:: Stated problem ::
Copy out all lines of the records in which the word "this" appears.

[Dataset items]
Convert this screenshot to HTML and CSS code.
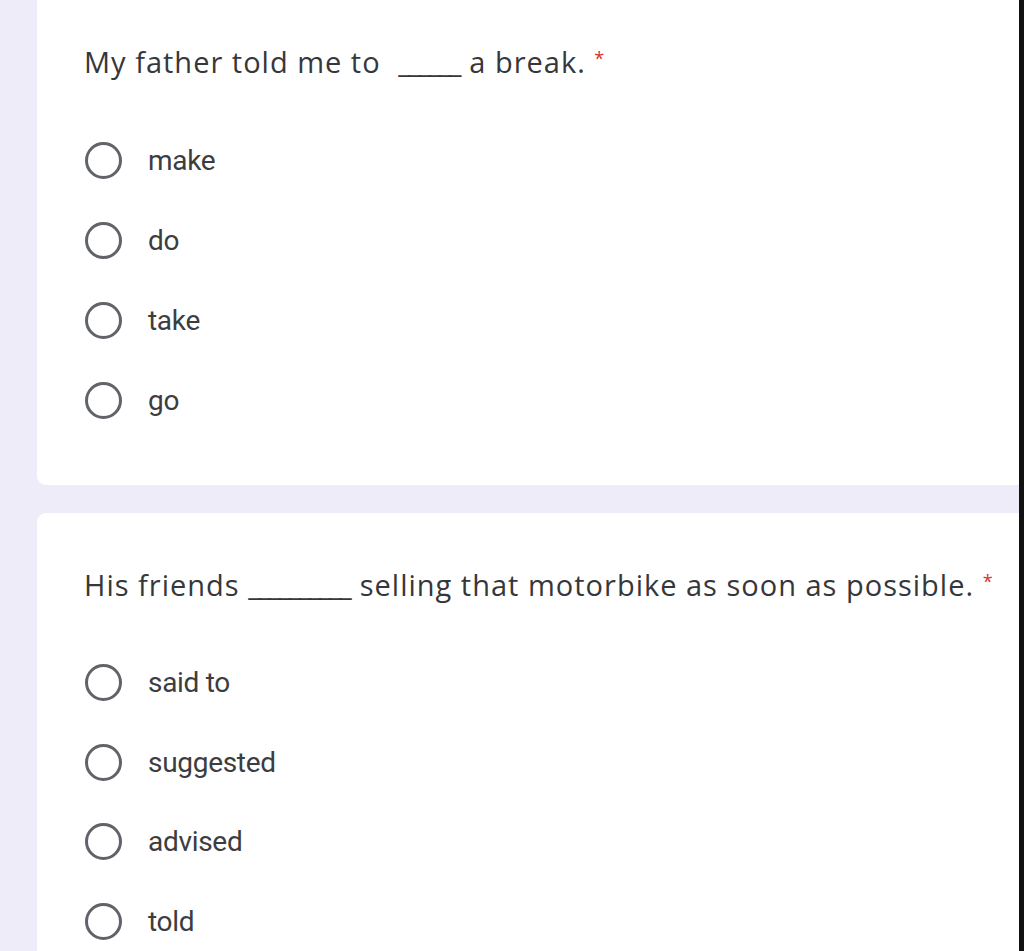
FILE: index.html
```html
<!DOCTYPE html>
<html lang="en">
<head>
<meta charset="utf-8">
<title>Quiz</title>
<link rel="stylesheet" href="styles.css">
</head>
<body>
<div class="page">
  <main class="form">
    <section class="card card-first">
      <h2 class="question">My father told me to <span class="blank blank-wide">______</span> a break. <span class="req">*</span></h2>
      <ul class="options">
        <li class="option"><span class="radio"></span><span class="label">make</span></li>
        <li class="option"><span class="radio"></span><span class="label">do</span></li>
        <li class="option"><span class="radio"></span><span class="label">take</span></li>
        <li class="option"><span class="radio"></span><span class="label">go</span></li>
      </ul>
    </section>
    <section class="card">
      <h2 class="question">His friends <span class="blank">__________</span> selling that motorbike as soon as possible. <span class="req">*</span></h2>
      <ul class="options">
        <li class="option"><span class="radio"></span><span class="label">said to</span></li>
        <li class="option"><span class="radio"></span><span class="label">suggested</span></li>
        <li class="option"><span class="radio"></span><span class="label">advised</span></li>
        <li class="option"><span class="radio"></span><span class="label">told</span></li>
      </ul>
    </section>
  </main>
  <div class="edge"></div>
</div>
</body>
</html>
```

FILE: styles.css
```css
html, body {
  margin: 0;
  padding: 0;
  height: 100%;
}
body {
  background: #efecf9;
  overflow: hidden;
}
.page {
  display: flex;
  height: 951px;
  overflow: hidden;
}
.form {
  flex: 1;
  min-width: 0;
  padding-left: 37px;
  overflow: hidden;
}
.edge {
  width: 5px;
  background: #111;
  flex: none;
}
.card {
  background: #fff;
  border-radius: 9px;
  margin-right: -12px;
  padding: 48px 47px 45px;
}
.card-first {
  margin-top: -10px;
  margin-bottom: 28px;
}
.question {
  margin: 0;
  font-family: "Open Sans", "Liberation Sans", sans-serif;
  font-weight: 400;
  font-size: 29px;
  line-height: 40px;
  color: #36373a;
  white-space: nowrap;
  letter-spacing: 1px;
}
.blank {
  letter-spacing: -2.6px;
  margin-right: 2px;
}
.blank-wide {
  margin-left: 9px;
}
.req {
  color: #d93025;
  font-size: 18px;
  vertical-align: 8px;
  letter-spacing: 0;
}
.options {
  list-style: none;
  margin: 38px 0 0;
  padding: 0;
}
.option {
  display: flex;
  align-items: center;
  height: 80px;
}
.card:not(.card-first) .option {
  height: 79.5px;
}
.radio {
  box-sizing: border-box;
  width: 37px;
  height: 37px;
  border: 3px solid #606368;
  border-radius: 50%;
  margin-left: 1px;
  flex: none;
}
.label {
  margin-left: 26px;
  font-family: Roboto, "Liberation Sans", sans-serif;
  font-size: 28px;
  color: #3c3d40;
  letter-spacing: -0.3px;
}
```
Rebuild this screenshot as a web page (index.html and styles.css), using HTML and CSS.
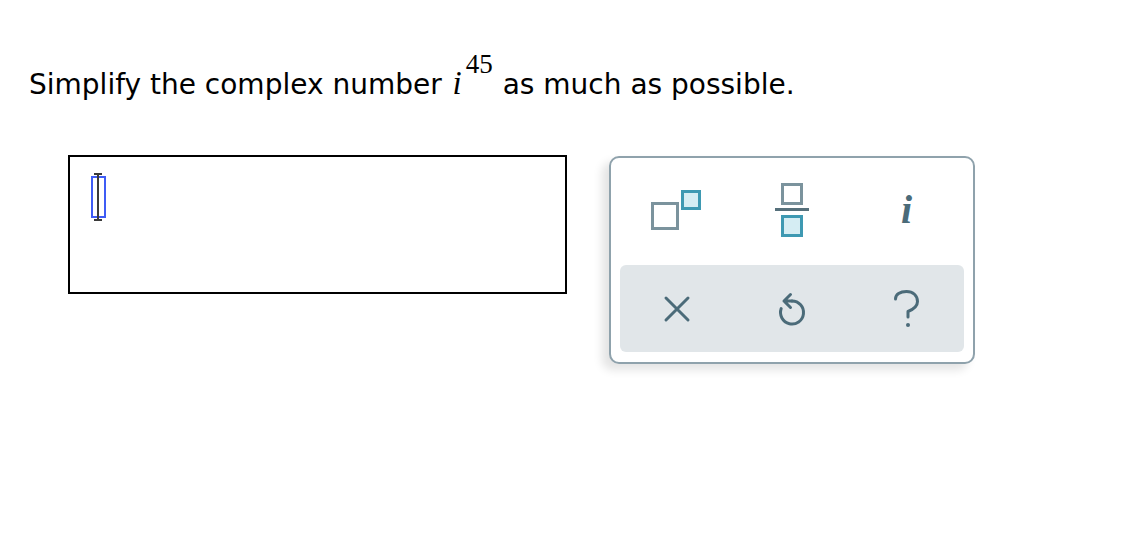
FILE: index.html
```html
<!DOCTYPE html>
<html lang="en">
<head>
<meta charset="utf-8">
<title>Simplify complex number</title>
<link rel="stylesheet" href="styles.css">
</head>
<body>
<div class="page">
  <p class="question">Simplify the complex number <span class="math"><i class="var">i</i><sup class="exp">45</sup></span> as much as possible.</p>
  <div class="work">
    <div class="answer">
      <span class="cursor"><span class="ibeam"></span></span>
    </div>
    <div class="keypad">
      <div class="keys">
        <button class="key" aria-label="superscript">
          <svg width="52" height="42" viewBox="0 0 52 42">
            <rect x="1.5" y="14.5" width="25" height="25" fill="none" stroke="#7b939d" stroke-width="3"/>
            <rect x="31.5" y="2.5" width="17" height="17" fill="#d5edf3" stroke="#3e99b2" stroke-width="3"/>
          </svg>
        </button>
        <button class="key" aria-label="fraction">
          <svg width="36" height="56" viewBox="0 0 36 56">
            <rect x="8.5" y="2.5" width="19" height="19" fill="none" stroke="#7b939d" stroke-width="3"/>
            <rect x="1" y="26" width="34" height="3" fill="#56707b"/>
            <rect x="8.5" y="34.5" width="19" height="19" fill="#d5edf3" stroke="#3e99b2" stroke-width="3"/>
          </svg>
        </button>
        <button class="key key-i" aria-label="i"><i>i</i></button>
      </div>
      <div class="tools">
        <button class="key" aria-label="clear">
          <svg width="30" height="30" viewBox="0 0 30 30">
            <path d="M4 4 L26 26 M26 4 L4 26" fill="none" stroke="#4b6b79" stroke-width="3" stroke-linecap="round"/>
          </svg>
        </button>
        <button class="key" aria-label="undo">
          <svg width="32" height="38" viewBox="0 0 32 38">
            <path d="M16 11 A11.5 11.5 0 1 1 5.2 18.6" fill="none" stroke="#4b6b79" stroke-width="3" stroke-linecap="round"/>
            <path d="M14.5 4.5 L8 11 L14.5 17.5 M8 11 L16 11" fill="none" stroke="#4b6b79" stroke-width="3" stroke-linecap="round" stroke-linejoin="round"/>
          </svg>
        </button>
        <button class="key" aria-label="help">
          <svg width="32" height="42" viewBox="0 0 32 42">
            <path d="M4.5 11 C4.5 6.5 9 3.5 15.5 3.5 C22 3.5 26.5 7.5 26.5 13.5 C26.5 19 22 21.5 17 23.5 L17 29" fill="none" stroke="#4b6b79" stroke-width="3" stroke-linecap="round" stroke-linejoin="round"/>
            <circle cx="17" cy="37" r="2" fill="#4b6b79"/>
          </svg>
        </button>
      </div>
    </div>
  </div>
</div>
</body>
</html>
```

FILE: styles.css
```css
html, body {
  margin: 0;
  padding: 0;
  background: #ffffff;
}

.page {
  width: 1127px;
  height: 557px;
  overflow: hidden;
}

.question {
  box-sizing: border-box;
  height: 100px;
  margin: 0;
  padding: 66px 0 0 29px;
  font-family: "DejaVu Sans", Verdana, sans-serif;
  font-size: 28px;
  line-height: 34px;
  color: #000;
  white-space: nowrap;
}

.math {
  font-family: "Liberation Serif", "Times New Roman", serif;
  margin-right: 1px;
  margin-left: 2px;
}

.var {
  font-size: 33px;
  font-style: italic;
}

.exp {
  font-size: 27px;
  vertical-align: baseline;
  position: relative;
  top: -21px;
  margin-left: 4px;
}

.work {
  display: flex;
  align-items: flex-start;
  gap: 42px;
  padding: 55px 0 0 68px;
}

.answer {
  box-sizing: border-box;
  width: 499px;
  height: 139px;
  border: 2px solid #000;
  padding: 19px 0 0 21px;
}

.cursor {
  display: block;
  position: relative;
  box-sizing: border-box;
  width: 15px;
  height: 42px;
  border: 2px solid #3f5cf5;
}

.ibeam {
  position: absolute;
  left: 4px;
  top: -5px;
  bottom: -5px;
  width: 2px;
  background: #3a3a3a;
}

.ibeam::before,
.ibeam::after {
  content: "";
  position: absolute;
  left: -3px;
  width: 8px;
  height: 2px;
  background: #3a3a3a;
}

.ibeam::before { top: 0; }
.ibeam::after { bottom: 0; }

.keypad {
  box-sizing: border-box;
  margin-top: 1px;
  width: 366px;
  height: 208px;
  border: 2px solid #8fa2ac;
  border-radius: 10px;
  padding: 0 9px 10px;
  display: flex;
  flex-direction: column;
  background: #fff;
  box-shadow: -7px 6px 10px rgba(0, 0, 0, 0.11);
}

.keys {
  height: 107px;
  display: grid;
  grid-template-columns: repeat(3, 1fr);
  align-items: center;
  justify-items: center;
  padding-bottom: 4px;
  box-sizing: border-box;
}

.tools {
  flex: 1;
  background: #e1e6e9;
  border-radius: 6px;
  display: grid;
  grid-template-columns: repeat(3, 1fr);
  align-items: center;
  justify-items: center;
}

.key {
  border: 0;
  background: transparent;
  padding: 0;
  margin: 0;
  display: flex;
  align-items: center;
  justify-content: center;
}

.key svg {
  display: block;
}

.key-i {
  font-family: "Liberation Serif", "Times New Roman", serif;
  font-weight: bold;
  font-size: 40px;
  color: #4b6b79;
  line-height: 1;
}
```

:: Complete output ::
Convert this screenshot to HTML and CSS code.
Rebuild this screenshot as a web page (index.html and styles.css), using HTML and CSS.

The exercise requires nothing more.